Bode Pl. 18, Caput Hydrae; Monoceros; Canis Major; Lepus
Original Antique Print
26-1/2" x 38-3/4" (approximate)
Uranographia sive Astrorum Descriptio
Published by Berolini in Berlin in five parts from 1797 to 1801, Johann Elert Bode’s monumental work, Uranographia sive Astrorum Descriptio… is the largest celestial star map ever produced and the last of the great star atlases of the Golden Age of the Celestial Atlas. The work of thirty astronomers of the preceding 200 years is synthesized in this atlas, including discoveries by Lacaille, Lalande, Messier, and William Herschel. Over 100 constellations and asterisms are depicted, many added by Bode. In addition, it includes all stars visible to the naked eye. Some 2,500 nebulae catalogued by William Herschel late in 1700s also are shown.

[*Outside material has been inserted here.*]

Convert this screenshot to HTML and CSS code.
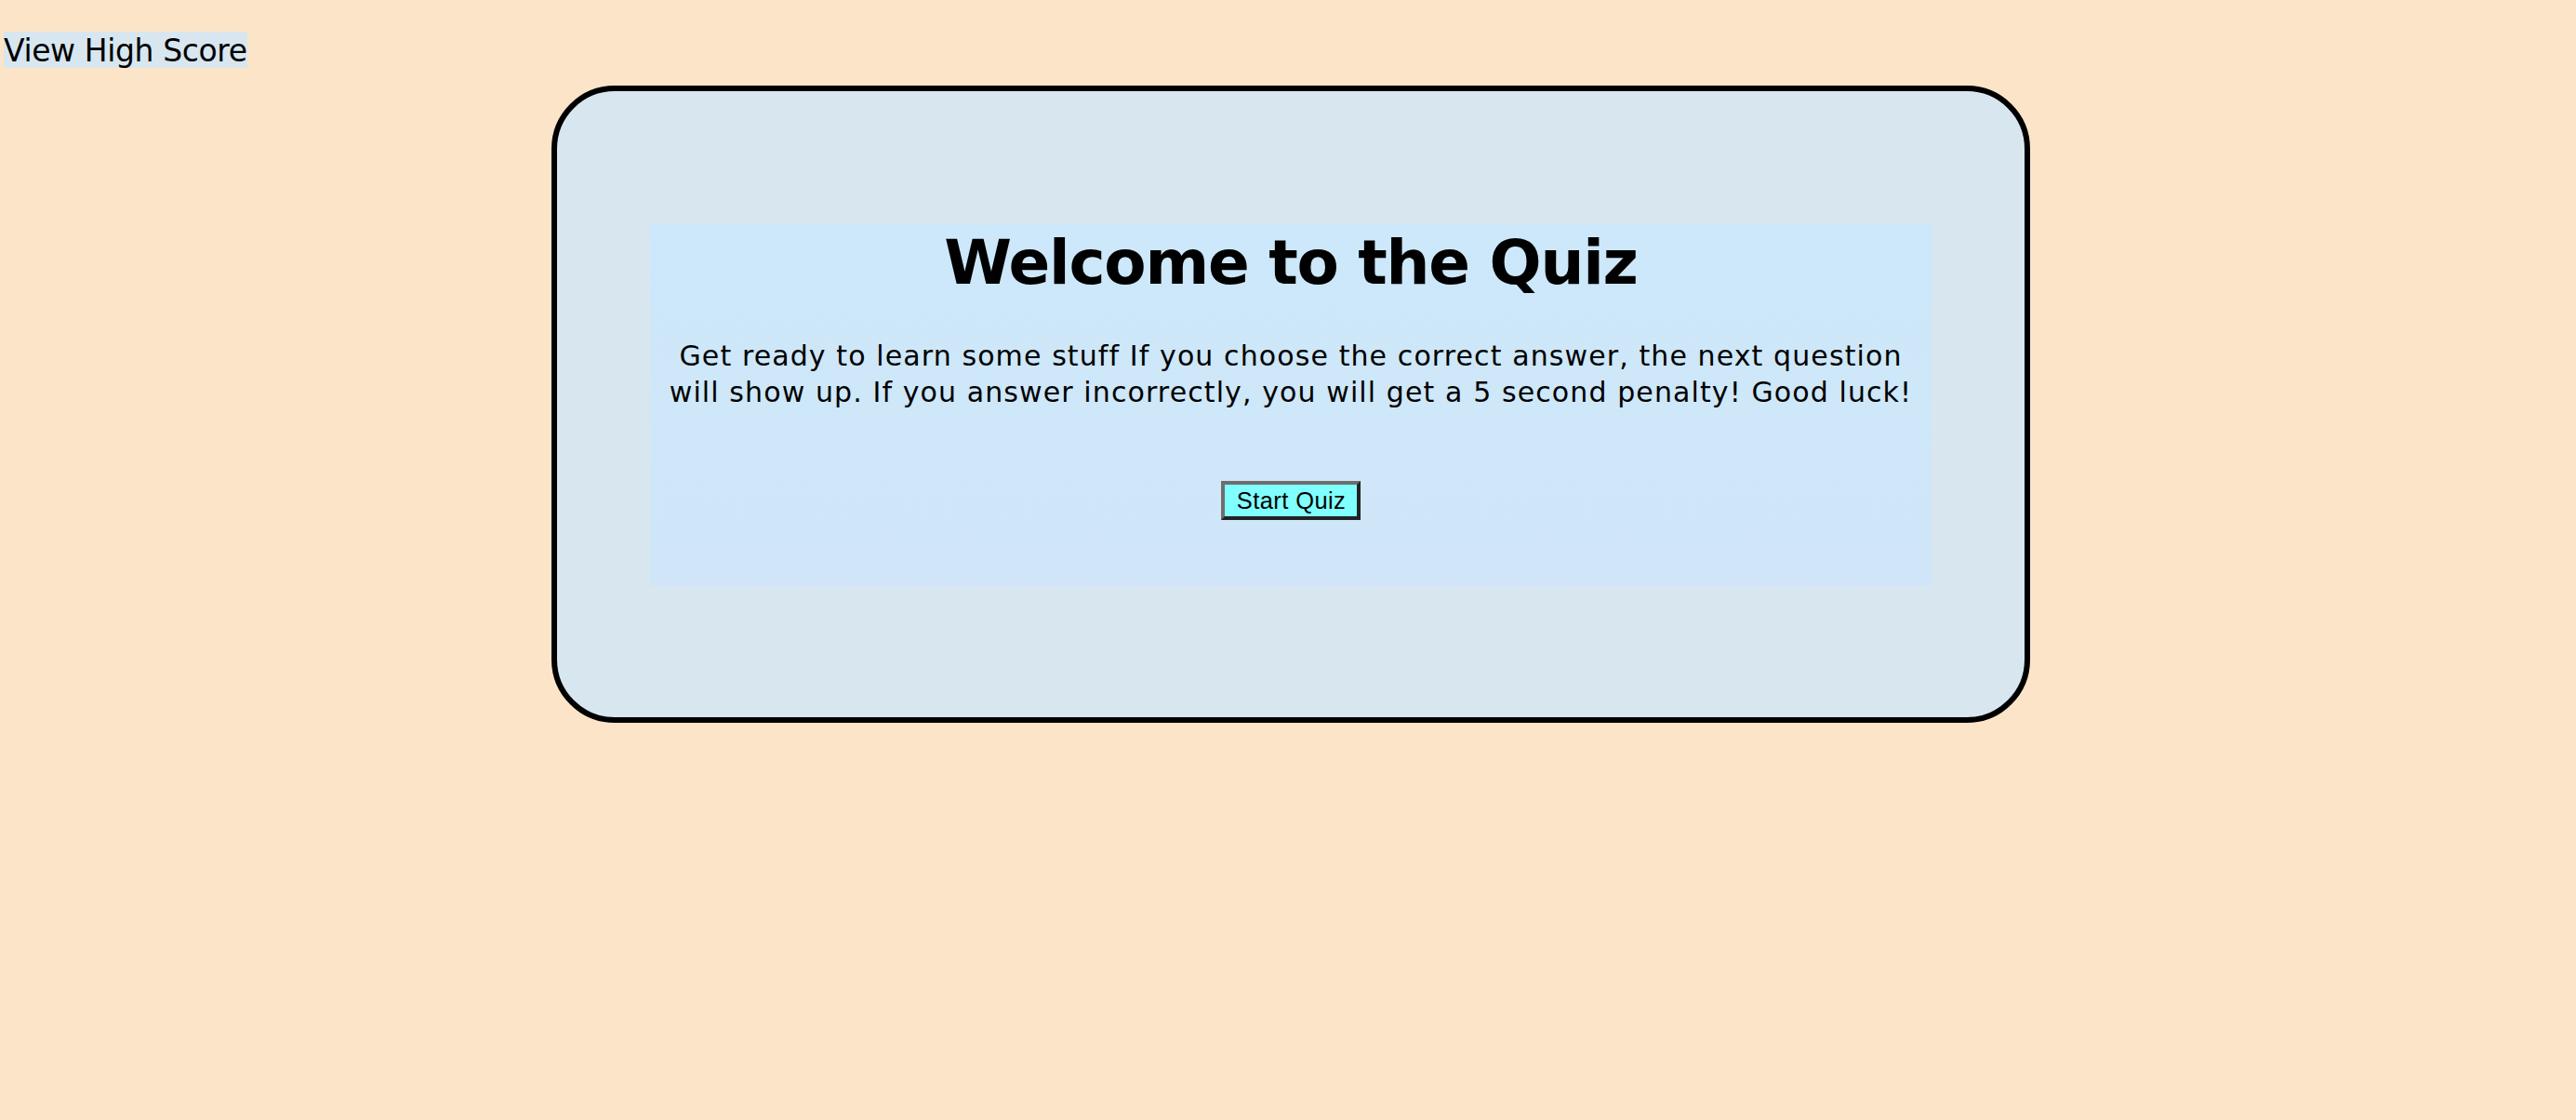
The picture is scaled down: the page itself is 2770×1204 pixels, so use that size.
FILE: index.html
```html
<!DOCTYPE html>
<html lang="en">
<head>
<meta charset="utf-8">
<title>Quiz</title>
<link rel="stylesheet" href="styles.css">
</head>
<body>
<header class="top">
  <span class="high-score">View High Score</span>
</header>
<main class="card">
  <section class="intro">
    <h1 class="title">Welcome to the Quiz</h1>
    <p class="desc">Get ready to learn some stuff If you choose the correct answer, the next question will show up. If you answer incorrectly, you will get a 5 second penalty! Good luck!</p>
    <button class="start" type="button">Start Quiz</button>
  </section>
</main>
</body>
</html>
```
FILE: styles.css
```css
html, body {
  margin: 0;
  padding: 0;
}
body {
  background: #fce4c8;
  font-family: "DejaVu Sans", Verdana, sans-serif;
  color: #000;
}
.top {
  padding: 34px 0 0 4px;
  height: 58px;
}
.high-score {
  display: inline-block;
  background: #d8e6f0;
  font-size: 33px;
  line-height: 39px;
  letter-spacing: -0.4px;
  padding-top: 1px;
  height: 38px;
}
.card {
  box-sizing: border-box;
  width: 1590px;
  height: 685px;
  margin: 0 auto;
  position: relative;
  left: 3px;
  border: 6px solid #000;
  border-radius: 68px;
  background: #d8e6f0;
  padding: 143px 100px 0 100px;
}
.intro {
  box-sizing: border-box;
  height: 389px;
  background: linear-gradient(#cce8fa, #d0e6f8);
  display: flex;
  flex-direction: column;
  align-items: center;
  padding: 3px 14px 0 14px;
  text-align: center;
}
.title {
  margin: 0;
  font-size: 66px;
  font-weight: bold;
  line-height: 77px;
  letter-spacing: -1.25px;
}
.desc {
  margin: 42px 0 0 0;
  font-size: 30px;
  line-height: 39px;
  letter-spacing: 1.1px;
}
.start {
  margin-top: 76px;
  font-family: "Liberation Sans", Arial, sans-serif;
  font-size: 25.5px;
  line-height: 28px;
  letter-spacing: 0.4px;
  padding: 3px 12px 3px 13px;
  background: #80ffff;
  color: #000;
  border: 4px solid;
  border-color: #6e6e6e #222 #222 #6e6e6e;
}
```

Johann Elert Bode provides an overview of his celestial maps and their use in the catalog’s preface, and presents the subject in the larger context of a sacred contemplation of wonders, (translated below from German).

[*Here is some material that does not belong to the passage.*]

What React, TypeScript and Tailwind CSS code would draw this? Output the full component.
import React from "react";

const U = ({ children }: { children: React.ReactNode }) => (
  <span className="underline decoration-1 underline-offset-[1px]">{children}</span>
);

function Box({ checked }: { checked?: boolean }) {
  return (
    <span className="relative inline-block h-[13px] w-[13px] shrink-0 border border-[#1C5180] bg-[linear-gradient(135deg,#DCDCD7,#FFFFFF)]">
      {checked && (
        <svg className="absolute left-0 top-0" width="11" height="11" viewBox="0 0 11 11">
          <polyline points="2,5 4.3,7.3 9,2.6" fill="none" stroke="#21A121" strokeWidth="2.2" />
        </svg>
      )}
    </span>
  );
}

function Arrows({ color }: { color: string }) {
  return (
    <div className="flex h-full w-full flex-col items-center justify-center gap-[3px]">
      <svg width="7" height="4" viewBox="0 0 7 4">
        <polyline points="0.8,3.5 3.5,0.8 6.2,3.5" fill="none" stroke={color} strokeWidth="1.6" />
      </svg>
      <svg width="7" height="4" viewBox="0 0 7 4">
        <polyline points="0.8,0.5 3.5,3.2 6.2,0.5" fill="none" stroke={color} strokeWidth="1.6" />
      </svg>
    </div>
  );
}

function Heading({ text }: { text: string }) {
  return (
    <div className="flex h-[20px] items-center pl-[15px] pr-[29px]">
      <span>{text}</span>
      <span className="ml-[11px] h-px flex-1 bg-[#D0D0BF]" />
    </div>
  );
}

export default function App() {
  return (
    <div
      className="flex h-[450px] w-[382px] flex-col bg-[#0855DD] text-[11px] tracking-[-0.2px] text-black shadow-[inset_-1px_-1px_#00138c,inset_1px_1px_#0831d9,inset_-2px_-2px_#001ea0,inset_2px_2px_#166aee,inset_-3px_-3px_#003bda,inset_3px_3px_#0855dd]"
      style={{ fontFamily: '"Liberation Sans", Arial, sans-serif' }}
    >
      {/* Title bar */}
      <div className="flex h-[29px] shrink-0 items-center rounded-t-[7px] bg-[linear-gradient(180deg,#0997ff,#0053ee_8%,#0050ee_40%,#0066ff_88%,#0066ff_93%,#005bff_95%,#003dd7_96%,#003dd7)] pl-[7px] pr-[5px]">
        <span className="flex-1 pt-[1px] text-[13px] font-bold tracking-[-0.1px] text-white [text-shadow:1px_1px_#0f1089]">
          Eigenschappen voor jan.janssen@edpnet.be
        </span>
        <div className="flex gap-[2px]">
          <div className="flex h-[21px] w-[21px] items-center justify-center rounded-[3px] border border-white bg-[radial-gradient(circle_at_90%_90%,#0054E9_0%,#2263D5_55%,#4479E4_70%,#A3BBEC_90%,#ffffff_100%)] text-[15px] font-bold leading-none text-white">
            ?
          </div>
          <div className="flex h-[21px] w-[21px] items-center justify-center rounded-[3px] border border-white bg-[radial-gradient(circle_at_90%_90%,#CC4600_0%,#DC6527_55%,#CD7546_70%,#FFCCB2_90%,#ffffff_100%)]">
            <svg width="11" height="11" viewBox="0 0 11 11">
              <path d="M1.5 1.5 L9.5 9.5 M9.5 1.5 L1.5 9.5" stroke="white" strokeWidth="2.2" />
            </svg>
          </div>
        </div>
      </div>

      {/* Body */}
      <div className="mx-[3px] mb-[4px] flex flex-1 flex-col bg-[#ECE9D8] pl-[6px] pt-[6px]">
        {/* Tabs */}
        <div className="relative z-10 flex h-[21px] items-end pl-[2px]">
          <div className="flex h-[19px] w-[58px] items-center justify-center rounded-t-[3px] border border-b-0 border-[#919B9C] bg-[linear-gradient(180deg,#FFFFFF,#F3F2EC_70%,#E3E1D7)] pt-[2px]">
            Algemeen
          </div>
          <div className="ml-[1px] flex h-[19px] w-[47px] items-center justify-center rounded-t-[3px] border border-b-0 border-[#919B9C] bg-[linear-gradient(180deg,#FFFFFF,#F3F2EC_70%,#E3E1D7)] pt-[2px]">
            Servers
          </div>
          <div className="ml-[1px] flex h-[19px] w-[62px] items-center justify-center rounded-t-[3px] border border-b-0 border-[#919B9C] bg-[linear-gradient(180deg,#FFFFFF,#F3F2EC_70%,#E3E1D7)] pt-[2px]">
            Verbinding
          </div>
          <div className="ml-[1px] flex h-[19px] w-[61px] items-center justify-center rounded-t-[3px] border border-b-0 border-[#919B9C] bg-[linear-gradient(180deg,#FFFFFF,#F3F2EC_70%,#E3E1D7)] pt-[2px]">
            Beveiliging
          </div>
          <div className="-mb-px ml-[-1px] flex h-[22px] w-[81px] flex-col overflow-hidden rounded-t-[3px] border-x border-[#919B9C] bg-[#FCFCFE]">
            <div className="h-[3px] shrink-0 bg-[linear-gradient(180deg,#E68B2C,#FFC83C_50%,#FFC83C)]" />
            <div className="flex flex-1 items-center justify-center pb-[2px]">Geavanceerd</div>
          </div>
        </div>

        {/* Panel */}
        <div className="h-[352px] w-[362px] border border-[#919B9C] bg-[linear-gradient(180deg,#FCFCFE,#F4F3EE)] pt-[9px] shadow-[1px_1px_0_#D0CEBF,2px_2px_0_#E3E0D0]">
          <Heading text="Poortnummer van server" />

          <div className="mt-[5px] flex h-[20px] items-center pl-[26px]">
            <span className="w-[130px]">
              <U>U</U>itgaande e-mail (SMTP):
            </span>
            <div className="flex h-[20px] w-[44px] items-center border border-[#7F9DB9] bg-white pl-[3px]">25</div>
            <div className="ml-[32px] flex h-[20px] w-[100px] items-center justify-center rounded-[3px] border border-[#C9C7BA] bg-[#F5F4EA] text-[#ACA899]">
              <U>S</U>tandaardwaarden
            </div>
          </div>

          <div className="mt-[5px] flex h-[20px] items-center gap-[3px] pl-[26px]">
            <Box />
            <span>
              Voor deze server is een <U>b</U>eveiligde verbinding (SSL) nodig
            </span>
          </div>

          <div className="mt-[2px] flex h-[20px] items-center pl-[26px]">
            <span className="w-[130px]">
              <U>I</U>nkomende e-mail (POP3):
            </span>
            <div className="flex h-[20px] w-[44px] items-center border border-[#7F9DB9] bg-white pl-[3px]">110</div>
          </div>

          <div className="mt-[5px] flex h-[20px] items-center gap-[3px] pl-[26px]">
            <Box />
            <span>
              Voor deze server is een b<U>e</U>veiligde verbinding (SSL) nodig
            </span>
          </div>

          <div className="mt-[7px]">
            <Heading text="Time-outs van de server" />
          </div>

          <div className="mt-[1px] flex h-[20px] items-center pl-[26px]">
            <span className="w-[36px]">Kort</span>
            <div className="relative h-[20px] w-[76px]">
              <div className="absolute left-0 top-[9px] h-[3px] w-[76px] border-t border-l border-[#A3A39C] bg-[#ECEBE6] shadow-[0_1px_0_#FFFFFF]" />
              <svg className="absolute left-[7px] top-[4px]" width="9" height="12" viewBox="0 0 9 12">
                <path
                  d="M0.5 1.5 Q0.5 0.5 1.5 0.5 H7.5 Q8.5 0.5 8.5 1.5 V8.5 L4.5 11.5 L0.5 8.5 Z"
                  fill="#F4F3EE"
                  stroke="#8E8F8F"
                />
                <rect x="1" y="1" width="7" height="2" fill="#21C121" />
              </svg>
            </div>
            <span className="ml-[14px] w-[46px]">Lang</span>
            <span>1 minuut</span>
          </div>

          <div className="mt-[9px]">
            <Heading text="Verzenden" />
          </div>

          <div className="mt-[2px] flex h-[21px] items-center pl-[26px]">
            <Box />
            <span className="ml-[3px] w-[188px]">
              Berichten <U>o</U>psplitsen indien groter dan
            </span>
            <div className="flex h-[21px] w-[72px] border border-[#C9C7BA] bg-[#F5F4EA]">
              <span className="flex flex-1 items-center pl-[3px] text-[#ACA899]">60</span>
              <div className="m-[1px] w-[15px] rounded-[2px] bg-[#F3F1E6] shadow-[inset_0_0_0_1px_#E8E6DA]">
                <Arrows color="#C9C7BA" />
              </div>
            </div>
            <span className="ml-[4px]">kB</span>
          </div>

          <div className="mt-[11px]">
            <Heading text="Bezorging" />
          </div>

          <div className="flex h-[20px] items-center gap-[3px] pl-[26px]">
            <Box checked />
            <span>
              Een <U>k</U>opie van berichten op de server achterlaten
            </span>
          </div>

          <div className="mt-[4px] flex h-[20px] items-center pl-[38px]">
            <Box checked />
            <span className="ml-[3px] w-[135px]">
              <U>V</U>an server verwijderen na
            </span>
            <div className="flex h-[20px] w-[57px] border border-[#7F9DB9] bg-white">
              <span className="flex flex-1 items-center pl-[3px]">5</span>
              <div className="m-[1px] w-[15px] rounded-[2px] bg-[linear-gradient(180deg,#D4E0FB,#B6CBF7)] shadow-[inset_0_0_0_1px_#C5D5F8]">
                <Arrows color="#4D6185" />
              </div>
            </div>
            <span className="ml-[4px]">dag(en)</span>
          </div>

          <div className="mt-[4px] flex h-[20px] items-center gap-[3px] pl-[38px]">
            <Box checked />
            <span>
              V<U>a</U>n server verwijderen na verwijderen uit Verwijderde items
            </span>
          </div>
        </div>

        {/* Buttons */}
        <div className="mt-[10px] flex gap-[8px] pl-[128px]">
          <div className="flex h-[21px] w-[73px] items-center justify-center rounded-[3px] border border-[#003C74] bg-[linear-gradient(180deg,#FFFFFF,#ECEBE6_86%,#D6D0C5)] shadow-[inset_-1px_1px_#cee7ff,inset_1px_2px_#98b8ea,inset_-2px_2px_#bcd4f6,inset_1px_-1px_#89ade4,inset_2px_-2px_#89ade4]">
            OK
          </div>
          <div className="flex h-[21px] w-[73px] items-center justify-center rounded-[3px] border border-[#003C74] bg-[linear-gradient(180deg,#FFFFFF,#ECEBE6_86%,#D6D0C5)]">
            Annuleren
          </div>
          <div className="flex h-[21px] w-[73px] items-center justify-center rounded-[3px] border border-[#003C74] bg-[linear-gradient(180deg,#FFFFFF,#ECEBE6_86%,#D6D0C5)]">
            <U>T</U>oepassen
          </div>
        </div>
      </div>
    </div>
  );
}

“This work, which contains principally a complete catalog of the place occupied by all the fixed stars; double, nebulae, and clusters, which are indicated in my Uranography or Atlas of the Celestial Maps… is of an indispensable necessity for every astronomer, and may become very useful to lovers of high astronomy. It appears here, working with the greatest economy, on 24 sheets, after having cost me five years, and a lot of time and trouble. The whole reflection of the work is sacred to the friends of heaven, who consecrate their leisure to the contemplation of its wonders. I suppose that besides the possession of Uranography, they desire to be instructed in several points relating to the explanation and use of celestial maps, and to learn...the stars In the order of their different constellations.”

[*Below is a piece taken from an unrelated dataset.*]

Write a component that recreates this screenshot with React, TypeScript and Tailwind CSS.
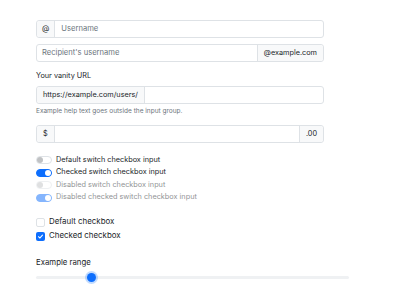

The German mathematician and astronomer Johann Elert Bode (1747—1826), was educated to become a merchant. During his youth, he developed an interest in mathematics, geography, and astronomy, and he built a telescope and observatory in the garret of his family’s home. In 1765, Johann Elert Bode was introduced to the mathematics professor, Johann Georg Busch (1728—1800), who gave Bode access to his library and instruments. Johann Elert Bode’s first publication, on solar eclipse of August 5, 1766, appeared when he was 19 years old. Johann Elert Bode also observed the transit of Venus June 3, 1769, and made an independent co-discovery of the comets of 1769 and 1770. He is best known for Bode’s law (Bode, 1772), or the Titius-Bode Law, an empirical law that determines planetary distances, originally found by J.D. Titius (1729—96). In 1787, Johann Elert Bode became Director of the Berlin Observatory, a post he held until 1825, one year before his death.